**The task**: Output every entry exactly as written, skipping any pictures.

-- Begin --

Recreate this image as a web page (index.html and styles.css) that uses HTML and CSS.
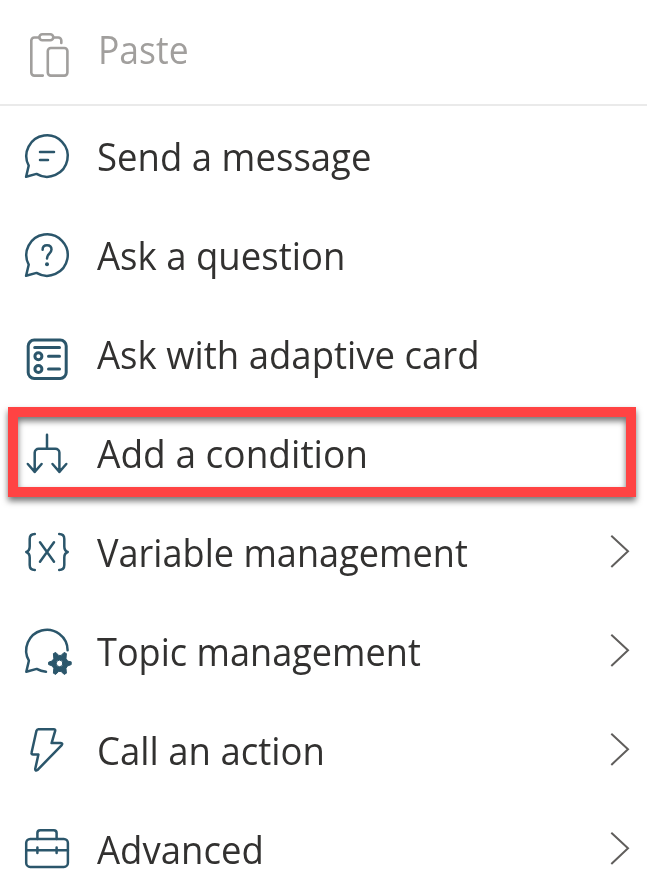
FILE: index.html
```html
<!DOCTYPE html>
<html lang="en">
<head>
<meta charset="utf-8">
<title>Add node menu</title>
<link rel="stylesheet" href="styles.css">
</head>
<body>
<nav class="menu">
  <div class="item paste">
    <svg class="icon" viewBox="0 0 80 105"><path d="M42.8 75.6H34.3a3 3 0 0 1-3-3V40.5a3 3 0 0 1 3-3h5M53.5 37.5h4.8a3 3 0 0 1 3 3V43"/><rect x="39.3" y="34.2" width="14" height="6" rx="3"/><rect x="47.8" y="48" width="19.6" height="27.6" rx="3"/></svg>
    <span class="label">Paste</span>
  </div>
  <div class="item">
    <svg class="icon" viewBox="0 0 80 99"><path d="M28.7 59.7A20.7 20.7 0 1 1 36.5 67.9L26.1 70.8zM40 46H54M40 54h8"/></svg>
    <span class="label">Send a message</span>
  </div>
  <div class="item">
    <svg class="icon" viewBox="0 0 80 99"><path d="M28.7 59.7A20.7 20.7 0 1 1 36.5 67.9L26.1 70.8zM42.6 44.7c0-2.8 1.7-4.5 4.4-4.5s4.5 1.8 4.5 4.4c0 4-4.5 4.3-4.5 8.8"/><circle class="solid" cx="47" cy="59.3" r="2"/></svg>
    <span class="label">Ask a question</span>
  </div>
  <div class="item">
    <svg class="icon heavy" viewBox="0 0 80 99"><rect x="28.2" y="36.1" width="38" height="38.3" rx="6"/><path d="M34.7 43.4h24.8M48.5 52.3h11M48.5 65h11"/><circle cx="38.4" cy="52.3" r="3.5"/><circle cx="38.4" cy="65" r="3.5"/></svg>
    <span class="label">Ask with adaptive card</span>
  </div>
  <div class="item selected">
    <svg class="icon" viewBox="0 0 80 99"><path d="M47 31.7v14M34.7 69V49.5a4 4 0 0 1 4-3.8h16.7a4 4 0 0 1 4 3.8V69M27.8 61l6.9 7.8 6.9-7.8M52.5 61l6.9 7.8 6.9-7.8"/></svg>
    <span class="label condition">Add a condition</span>
  </div>
  <div class="item">
    <svg class="icon" viewBox="0 0 80 99"><path d="M34.8 32c-3.5 0-5.1 1.6-5.1 5v7.5c0 3-1 4.6-3.4 5.5 2.4.9 3.4 2.5 3.4 5.5V63c0 3.4 1.6 5 5.1 5M59.2 32c3.5 0 5.1 1.6 5.1 5v7.5c0 3 1 4.6 3.4 5.5-2.4.9-3.4 2.5-3.4 5.5V63c0 3.4-1.6 5-5.1 5M40 40.2l14 19.6M54 40.2L40 59.8"/></svg>
    <span class="label management">Variable management</span>
    <svg class="chevron" viewBox="0 0 30 99"><path d="M4.3 33.7L21 49.3 4.3 64.9"/></svg>
  </div>
  <div class="item">
    <svg class="icon" viewBox="0 0 80 99"><path d="M67.6 49.3A20.7 20.7 0 1 0 28.9 59.7L26.3 70.8 36.7 67.9Q41 70.4 46 70.8"/><path class="gear" d="M71.2 61.2v2.4l-3.8 1.4-1.4 2.4.4 4.8-2.3 1.2-3-3h-2.4l-3 3-2.3-1.2.4-4.8-1.4-2.4-3.8-1.4v-2.4l3.8-1.4 1.4-2.4-.4-4.8 2.3-1.2 3 3h2.4l3-3 2.3 1.2-.4 4.8 1.4 2.4zM62.9 62.4a3.3 3.3 0 1 0-6.6 0 3.3 3.3 0 0 0 6.6 0z"/></svg>
    <span class="label management">Topic management</span>
    <svg class="chevron" viewBox="0 0 30 99"><path d="M4.3 33.7L21 49.3 4.3 64.9"/></svg>
  </div>
  <div class="item">
    <svg class="icon" viewBox="0 0 80 99"><path d="M38.4 29.2h15.3q2 0 1.4 2L51.6 43.1h9.1q2.5.3.8 2.2L37.4 70.1q-2 1.4-2.2-1l3.2-14.6h-5.2q-2.1-.2-1.6-2L36.4 31q.6-1.8 2-1.8z"/></svg>
    <span class="label">Call an action</span>
    <svg class="chevron" viewBox="0 0 30 99"><path d="M4.3 33.7L21 49.3 4.3 64.9"/></svg>
  </div>
  <div class="item">
    <svg class="icon" viewBox="0 0 80 99"><rect x="26.2" y="39.9" width="41.7" height="28" rx="4"/><path d="M37.4 39.9V34a2.8 2.8 0 0 1 2.8-2.8h13.6a2.8 2.8 0 0 1 2.8 2.8v5.9M26.2 51.3h41.7M37.4 48.5v5.5M56.6 48.5v5.5"/></svg>
    <span class="label">Advanced</span>
    <svg class="chevron" viewBox="0 0 30 99"><path d="M4.3 33.7L21 49.3 4.3 64.9"/></svg>
  </div>
</nav>
</body>
</html>
```
FILE: styles.css
```css
body {
  margin: 0;
  background: #fff;
  overflow: hidden;
  font-family: "Open Sans", "Noto Sans", sans-serif;
}
.menu { width: 647px; height: 888px; overflow: hidden; }
.item {
  position: relative;
  display: flex;
  height: 99px;
  color: #323130;
}
.paste {
  height: 104px;
  border-bottom: 2px solid #eaeaea;
  color: #a19f9d;
}
.icon {
  flex: none;
  width: 80px;
  height: 99px;
  fill: none;
  stroke: #2b566b;
  stroke-width: 2.5;
  stroke-linecap: round;
  stroke-linejoin: round;
}
.paste .icon { height: 105px; stroke: #a19f9d; stroke-width: 2.6; }
.heavy { stroke-width: 3; }
.icon .solid { fill: #2b566b; stroke: none; }
.icon .gear { fill: #2b566b; fill-rule: evenodd; stroke-width: 1; }
.label {
  margin-left: 17px;
  font-size: 39px;
  line-height: 54px;
  padding-top: 23px;
  white-space: nowrap;
  transform: scaleX(.937);
  transform-origin: 0 0;
}
.label.condition { transform: scaleX(.95); }
.label.management { transform: scaleX(.926); }
.paste .label { padding-top: 22px; margin-left: 18px; transform: scaleX(.91); }
.chevron {
  flex: none;
  width: 30px;
  height: 99px;
  margin-left: auto;
  margin-right: 10px;
  fill: none;
  stroke: #605e5c;
  stroke-width: 2;
}
.selected::after {
  content: "";
  position: absolute;
  left: 8px;
  right: 11px;
  top: 4px;
  height: 70px;
  border: 10px solid #ff4343;
  filter: drop-shadow(0 4px 3px rgba(0, 0, 0, .55));
}
```
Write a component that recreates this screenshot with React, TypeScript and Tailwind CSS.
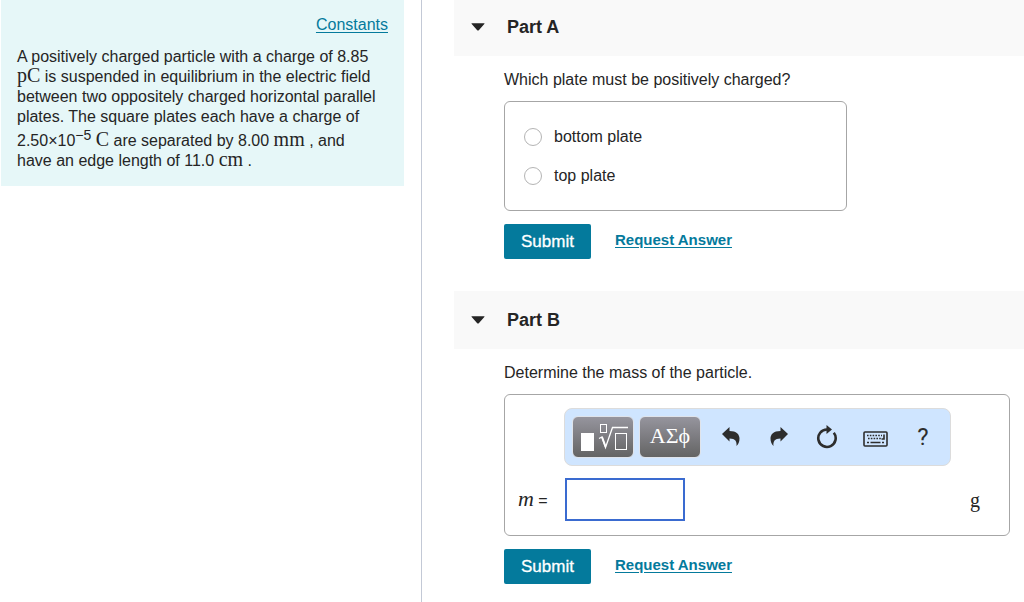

-- End --

**Result of this task**:
Recreate this image as a web page (index.html and styles.css) that uses HTML and CSS.
FILE: index.html
```html
<!DOCTYPE html>
<html lang="en">
<head>
<meta charset="utf-8">
<title>Add node menu</title>
<link rel="stylesheet" href="styles.css">
</head>
<body>
<nav class="menu">
  <div class="item paste">
    <svg class="icon" viewBox="0 0 80 105"><path d="M42.8 75.6H34.3a3 3 0 0 1-3-3V40.5a3 3 0 0 1 3-3h5M53.5 37.5h4.8a3 3 0 0 1 3 3V43"/><rect x="39.3" y="34.2" width="14" height="6" rx="3"/><rect x="47.8" y="48" width="19.6" height="27.6" rx="3"/></svg>
    <span class="label">Paste</span>
  </div>
  <div class="item">
    <svg class="icon" viewBox="0 0 80 99"><path d="M28.7 59.7A20.7 20.7 0 1 1 36.5 67.9L26.1 70.8zM40 46H54M40 54h8"/></svg>
    <span class="label">Send a message</span>
  </div>
  <div class="item">
    <svg class="icon" viewBox="0 0 80 99"><path d="M28.7 59.7A20.7 20.7 0 1 1 36.5 67.9L26.1 70.8zM42.6 44.7c0-2.8 1.7-4.5 4.4-4.5s4.5 1.8 4.5 4.4c0 4-4.5 4.3-4.5 8.8"/><circle class="solid" cx="47" cy="59.3" r="2"/></svg>
    <span class="label">Ask a question</span>
  </div>
  <div class="item">
    <svg class="icon heavy" viewBox="0 0 80 99"><rect x="28.2" y="36.1" width="38" height="38.3" rx="6"/><path d="M34.7 43.4h24.8M48.5 52.3h11M48.5 65h11"/><circle cx="38.4" cy="52.3" r="3.5"/><circle cx="38.4" cy="65" r="3.5"/></svg>
    <span class="label">Ask with adaptive card</span>
  </div>
  <div class="item selected">
    <svg class="icon" viewBox="0 0 80 99"><path d="M47 31.7v14M34.7 69V49.5a4 4 0 0 1 4-3.8h16.7a4 4 0 0 1 4 3.8V69M27.8 61l6.9 7.8 6.9-7.8M52.5 61l6.9 7.8 6.9-7.8"/></svg>
    <span class="label condition">Add a condition</span>
  </div>
  <div class="item">
    <svg class="icon" viewBox="0 0 80 99"><path d="M34.8 32c-3.5 0-5.1 1.6-5.1 5v7.5c0 3-1 4.6-3.4 5.5 2.4.9 3.4 2.5 3.4 5.5V63c0 3.4 1.6 5 5.1 5M59.2 32c3.5 0 5.1 1.6 5.1 5v7.5c0 3 1 4.6 3.4 5.5-2.4.9-3.4 2.5-3.4 5.5V63c0 3.4-1.6 5-5.1 5M40 40.2l14 19.6M54 40.2L40 59.8"/></svg>
    <span class="label management">Variable management</span>
    <svg class="chevron" viewBox="0 0 30 99"><path d="M4.3 33.7L21 49.3 4.3 64.9"/></svg>
  </div>
  <div class="item">
    <svg class="icon" viewBox="0 0 80 99"><path d="M67.6 49.3A20.7 20.7 0 1 0 28.9 59.7L26.3 70.8 36.7 67.9Q41 70.4 46 70.8"/><path class="gear" d="M71.2 61.2v2.4l-3.8 1.4-1.4 2.4.4 4.8-2.3 1.2-3-3h-2.4l-3 3-2.3-1.2.4-4.8-1.4-2.4-3.8-1.4v-2.4l3.8-1.4 1.4-2.4-.4-4.8 2.3-1.2 3 3h2.4l3-3 2.3 1.2-.4 4.8 1.4 2.4zM62.9 62.4a3.3 3.3 0 1 0-6.6 0 3.3 3.3 0 0 0 6.6 0z"/></svg>
    <span class="label management">Topic management</span>
    <svg class="chevron" viewBox="0 0 30 99"><path d="M4.3 33.7L21 49.3 4.3 64.9"/></svg>
  </div>
  <div class="item">
    <svg class="icon" viewBox="0 0 80 99"><path d="M38.4 29.2h15.3q2 0 1.4 2L51.6 43.1h9.1q2.5.3.8 2.2L37.4 70.1q-2 1.4-2.2-1l3.2-14.6h-5.2q-2.1-.2-1.6-2L36.4 31q.6-1.8 2-1.8z"/></svg>
    <span class="label">Call an action</span>
    <svg class="chevron" viewBox="0 0 30 99"><path d="M4.3 33.7L21 49.3 4.3 64.9"/></svg>
  </div>
  <div class="item">
    <svg class="icon" viewBox="0 0 80 99"><rect x="26.2" y="39.9" width="41.7" height="28" rx="4"/><path d="M37.4 39.9V34a2.8 2.8 0 0 1 2.8-2.8h13.6a2.8 2.8 0 0 1 2.8 2.8v5.9M26.2 51.3h41.7M37.4 48.5v5.5M56.6 48.5v5.5"/></svg>
    <span class="label">Advanced</span>
    <svg class="chevron" viewBox="0 0 30 99"><path d="M4.3 33.7L21 49.3 4.3 64.9"/></svg>
  </div>
</nav>
</body>
</html>
```
FILE: styles.css
```css
body {
  margin: 0;
  background: #fff;
  overflow: hidden;
  font-family: "Open Sans", "Noto Sans", sans-serif;
}
.menu { width: 647px; height: 888px; overflow: hidden; }
.item {
  position: relative;
  display: flex;
  height: 99px;
  color: #323130;
}
.paste {
  height: 104px;
  border-bottom: 2px solid #eaeaea;
  color: #a19f9d;
}
.icon {
  flex: none;
  width: 80px;
  height: 99px;
  fill: none;
  stroke: #2b566b;
  stroke-width: 2.5;
  stroke-linecap: round;
  stroke-linejoin: round;
}
.paste .icon { height: 105px; stroke: #a19f9d; stroke-width: 2.6; }
.heavy { stroke-width: 3; }
.icon .solid { fill: #2b566b; stroke: none; }
.icon .gear { fill: #2b566b; fill-rule: evenodd; stroke-width: 1; }
.label {
  margin-left: 17px;
  font-size: 39px;
  line-height: 54px;
  padding-top: 23px;
  white-space: nowrap;
  transform: scaleX(.937);
  transform-origin: 0 0;
}
.label.condition { transform: scaleX(.95); }
.label.management { transform: scaleX(.926); }
.paste .label { padding-top: 22px; margin-left: 18px; transform: scaleX(.91); }
.chevron {
  flex: none;
  width: 30px;
  height: 99px;
  margin-left: auto;
  margin-right: 10px;
  fill: none;
  stroke: #605e5c;
  stroke-width: 2;
}
.selected::after {
  content: "";
  position: absolute;
  left: 8px;
  right: 11px;
  top: 4px;
  height: 70px;
  border: 10px solid #ff4343;
  filter: drop-shadow(0 4px 3px rgba(0, 0, 0, .55));
}
```
Write a component that recreates this screenshot with React, TypeScript and Tailwind CSS.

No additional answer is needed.